[I18n-sig] Re: How does Python Unicode treat surrogates?
Martin v. Loewis
martin@loewis.home.cs.tu-berlin.de
Tue, 26 Jun 2001 01:22:27 +0200
> Do we permit such a sequence to be held internally as a "Unicode string"?
> Is u"\udc00" legal in source code or should Python throw a syntax error?
I think it shouldn't. If we disallow it, we should
a) simultaneously disallow unichr(0xDC00)
b) allow \U00010000, and unichr(0x10000), which would both give strings
with two Py_UNICODE values inside (leaving out the question what len()
of such a string would give).
> We *do* need to consider UTF encodings, because Unicode *expressly*
> allows decoding UTF sequences that become unpaired surrogates, or
> other "not 100% valid" scalars such as 0xffff and 0xfffe. So, given
> that Python supports Unicode, not ISO 10646, we must IMO permit such
> sequences in our internal representation.

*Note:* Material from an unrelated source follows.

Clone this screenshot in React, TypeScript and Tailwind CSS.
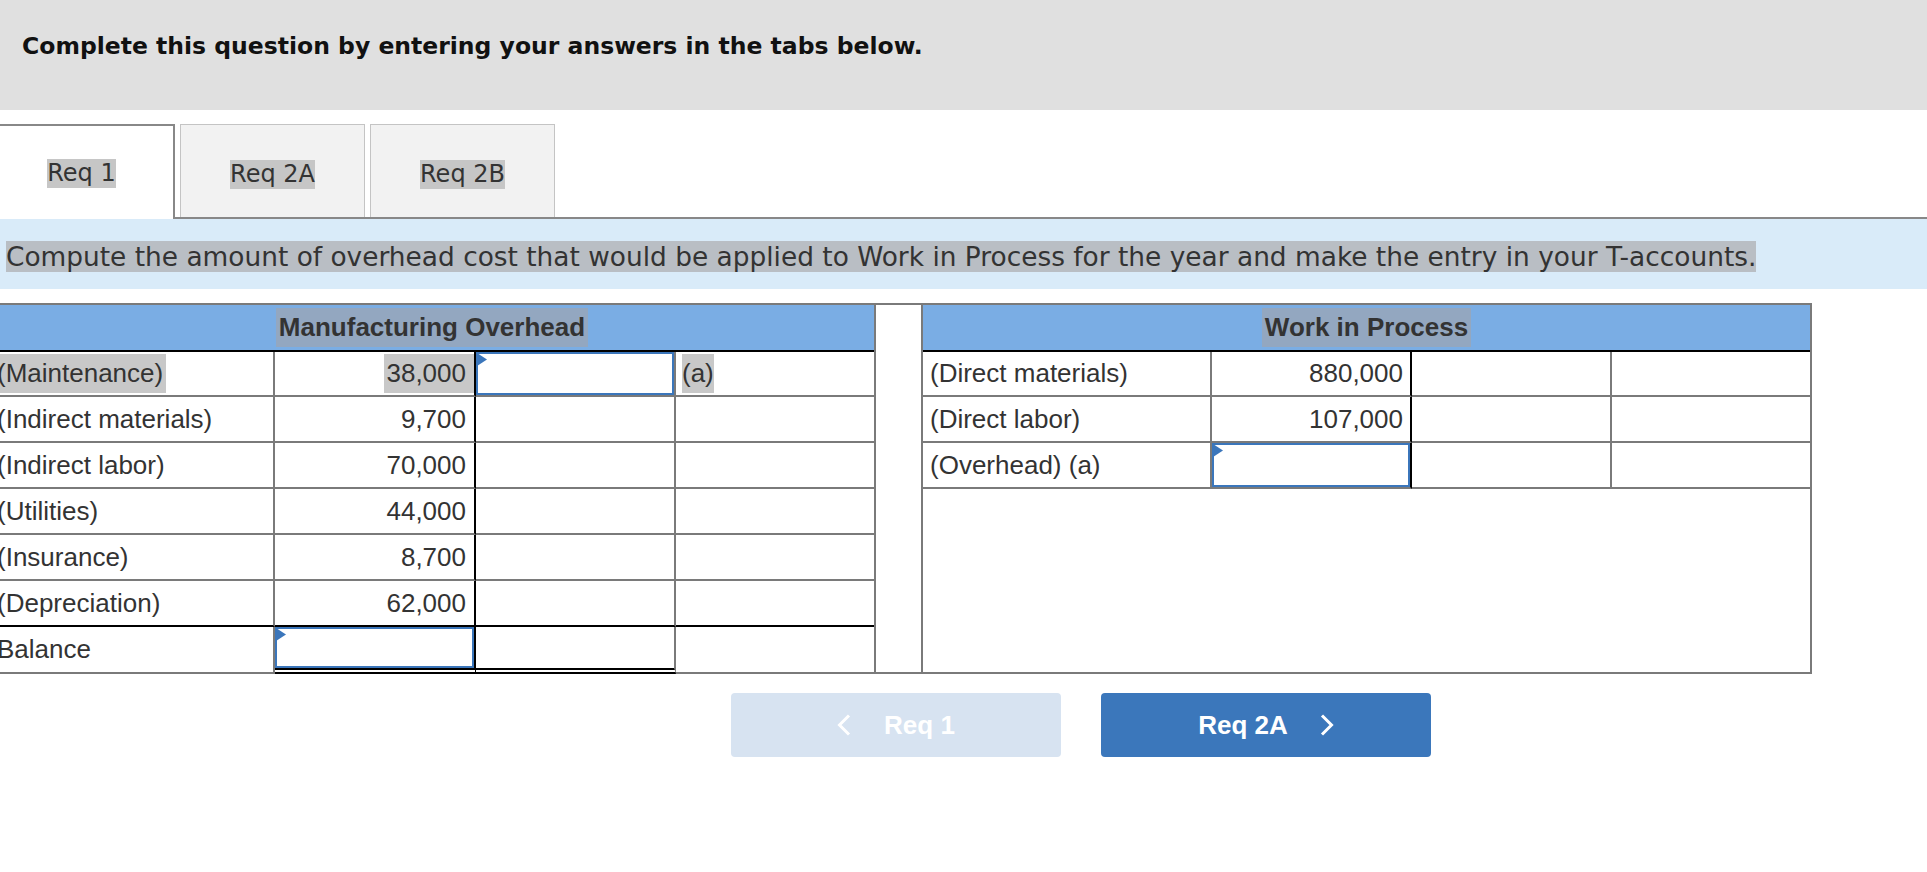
import type { ReactNode } from 'react'

const arial = "font-['Liberation_Sans',Arial,sans-serif]"

function Marker() {
  return (
    <svg className="absolute -left-[1px] -top-[1px]" width="10" height="13" viewBox="0 0 10 13">
      <polygon points="0,0 10,6.5 0,13" fill="#3b76bb" />
    </svg>
  )
}

function InputBox() {
  return (
    <div className="relative h-full w-full border-2 border-[#3b76bb] bg-white">
      <Marker />
    </div>
  )
}

function Chevron({ dir }: { dir: 'left' | 'right' }) {
  return (
    <svg width="14" height="22" viewBox="0 0 14 22" fill="none" stroke="white" strokeWidth="3">
      {dir === 'left'
        ? <polyline points="12,1.5 2.5,11 12,20.5" />
        : <polyline points="2,1.5 11.5,11 2,20.5" />}
    </svg>
  )
}

interface LeftRowProps {
  h: string
  label: ReactNode
  amount?: ReactNode
  third?: ReactNode
  fourth?: ReactNode
  blackBottom?: boolean
}

function LeftRow({ h, label, amount, third, fourth, blackBottom }: LeftRowProps) {
  const b = blackBottom ? 'border-b-black' : 'border-b-[#7a7a7a]'
  return (
    <div className={`flex ${h}`}>
      <div className={`flex w-[285px] shrink-0 items-center overflow-hidden whitespace-nowrap border-r-2 border-b-2 border-r-[#7a7a7a] pl-[7px] ${b}`}>
        {label}
      </div>
      <div className={`flex w-[201px] shrink-0 items-center justify-end whitespace-nowrap border-r-2 border-b-2 border-r-black pr-[8px] ${b}`}>
        {amount}
      </div>
      <div className={`flex w-[200px] shrink-0 items-center border-r-2 border-b-2 border-r-[#7a7a7a] ${b}`}>
        {third}
      </div>
      <div className={`flex w-[198px] shrink-0 items-center whitespace-nowrap border-b-2 pl-[6px] ${b}`}>
        {fourth}
      </div>
    </div>
  )
}

function RightRow({ h, label, amount }: { h: string; label: ReactNode; amount?: ReactNode }) {
  return (
    <div className={`flex ${h}`}>
      <div className="flex w-[289px] shrink-0 items-center whitespace-nowrap border-r-2 border-b-2 border-[#7a7a7a] pl-[7px]">
        {label}
      </div>
      <div className="flex w-[200px] shrink-0 items-center justify-end whitespace-nowrap border-r-2 border-b-2 border-r-black border-b-[#7a7a7a] pr-[7px]">
        {amount}
      </div>
      <div className="w-[200px] shrink-0 border-r-2 border-b-2 border-[#7a7a7a]" />
      <div className="w-[198px] shrink-0 border-b-2 border-[#7a7a7a]" />
    </div>
  )
}

const tabs = ['Req 1', 'Req 2A', 'Req 2B']

export default function App() {
  return (
    <div className="h-[872px] w-[1927px] overflow-hidden bg-white">
      <header className="h-[110px] bg-[#e0e0e0] pl-[22px] pt-[32px]">
        <h1 className="font-['DejaVu_Sans',Verdana,sans-serif] text-[23.5px] font-bold leading-[28px] text-[#111]">
          Complete this question by entering your answers in the tabs below.
        </h1>
      </header>

      <div className="-ml-[10px] w-[1937px]">
        <nav className="mt-[14px] flex h-[95px] items-start gap-[5px] border-b-2 border-[#888]">
          {tabs.map((t, i) => (
            <div
              key={t}
              className={
                i === 0
                  ? 'relative z-10 flex h-[95px] w-[185px] items-center justify-center border-t-2 border-r-2 border-[#888] bg-white pt-[2px]'
                  : 'flex h-[93px] w-[185px] items-center justify-center border border-b-0 border-[#c4c4c4] bg-[#f2f2f2] pt-[6px]'
              }
            >
              <span className="bg-[#c6c6c6] font-['DejaVu_Sans',Verdana,sans-serif] text-[24px] leading-[29px] text-[#333]">
                {t}
              </span>
            </div>
          ))}
        </nav>

        <div className="flex h-[70px] items-center bg-[#d9ebf9] pl-[16px] pt-[4px]">
          <span className="bg-[#b9bec4] font-['DejaVu_Sans',Verdana,sans-serif] text-[26.4px] leading-[31px] text-[#333]">
            Compute the amount of overhead cost that would be applied to Work in Process for the year and make the entry in your T-accounts.
          </span>
        </div>

        <section className={`mt-[14px] flex w-[1822px] border-t-2 border-[#7a7a7a] text-[26px] text-[#333] ${arial}`}>
          {/* Manufacturing Overhead */}
          <div className="flex w-[886px] shrink-0 flex-col border-r-2 border-[#7a7a7a]">
            <div className="flex h-[47px] items-center justify-center border-b-2 border-black bg-[#7aade4]">
              <span className="bg-[#93a7c0] px-[3px] font-bold">Manufacturing Overhead</span>
            </div>
            <LeftRow
              h="h-[45px]"
              label={<span className="bg-[#c8c8c8] pr-[3px]">(Maintenance)</span>}
              amount={<span className="-mr-[8px] bg-[#c8c8c8] pl-[2px] pr-[8px]">38,000</span>}
              third={<InputBox />}
              fourth={<span className="bg-[#c8c8c8]">(a)</span>}
            />
            <LeftRow h="h-[46px]" label="(Indirect materials)" amount="9,700" />
            <LeftRow h="h-[46px]" label="(Indirect labor)" amount="70,000" />
            <LeftRow h="h-[46px]" label="(Utilities)" amount="44,000" />
            <LeftRow h="h-[46px]" label="(Insurance)" amount="8,700" />
            <LeftRow h="h-[46px]" label="(Depreciation)" amount="62,000" blackBottom />
            <div className="flex h-[47px]">
              <div className="flex w-[285px] shrink-0 items-center whitespace-nowrap border-r-2 border-b-2 border-[#7a7a7a] pl-[7px]">
                Balance
              </div>
              <div className="w-[201px] shrink-0 border-r-2 border-b-[6px] border-double border-black">
                <InputBox />
              </div>
              <div className="w-[200px] shrink-0 border-r-2 border-b-[6px] border-double border-r-[#7a7a7a] border-b-black" />
              <div className="w-[198px] shrink-0 border-b-2 border-[#7a7a7a]" />
            </div>
          </div>

          {/* spacer */}
          <div className="w-[47px] shrink-0 border-r-2 border-b-2 border-[#7a7a7a] bg-white" />

          {/* Work in Process */}
          <div className="flex w-[889px] shrink-0 flex-col border-r-2 border-b-2 border-[#7a7a7a]">
            <div className="flex h-[47px] items-center justify-center border-b-2 border-black bg-[#7aade4]">
              <span className="bg-[#93a7c0] px-[3px] font-bold">Work in Process</span>
            </div>
            <RightRow h="h-[45px]" label="(Direct materials)" amount="880,000" />
            <RightRow h="h-[46px]" label="(Direct labor)" amount="107,000" />
            <div className="flex h-[46px]">
              <div className="flex w-[289px] shrink-0 items-center whitespace-nowrap border-r-2 border-b-2 border-[#7a7a7a] pl-[7px]">
                (Overhead) (a)
              </div>
              <div className="w-[200px] shrink-0 border-r-2 border-b-2 border-r-black border-b-[#7a7a7a]">
                <InputBox />
              </div>
              <div className="w-[200px] shrink-0 border-r-2 border-b-2 border-[#7a7a7a]" />
              <div className="w-[198px] shrink-0 border-b-2 border-[#7a7a7a]" />
            </div>
            <div className="flex-1" />
          </div>
        </section>
      </div>

      <div className={`ml-[731px] mt-[19px] flex gap-[40px] text-[26px] font-bold text-white ${arial}`}>
        <button className="flex h-[64px] w-[330px] items-center justify-center gap-[33px] rounded-[4px] bg-[#d7e3f1]">
          <Chevron dir="left" />
          <span>Req 1</span>
        </button>
        <button className="flex h-[64px] w-[330px] items-center justify-center gap-[32px] rounded-[4px] bg-[#3b77bb]">
          <span>Req 2A</span>
          <Chevron dir="right" />
        </button>
      </div>
    </div>
  )
}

I think the Unicode standard is in error here (or somebody is
misinterpreting it). It has happened before: Unicode 2.0 strongly
believed that the internal representation of a unicode character MUST
be 16-bit, and found some funny wording to mark a 32-bit wchar_t as
not strictly compliant, but acceptable. Unicode 3.1 has finally
revised this wrong view.
> It follows that we should stop worrying about these irregular values
> -- it's less programming that way. Unicode 3.1 will create enough
> extra programming as it is, because we now have variable-length
> characters again -- just what Unicode was going to save us from :-(
We wouldn't if we could widen Py_UNICODE to 32 bits...
Regards,
Martin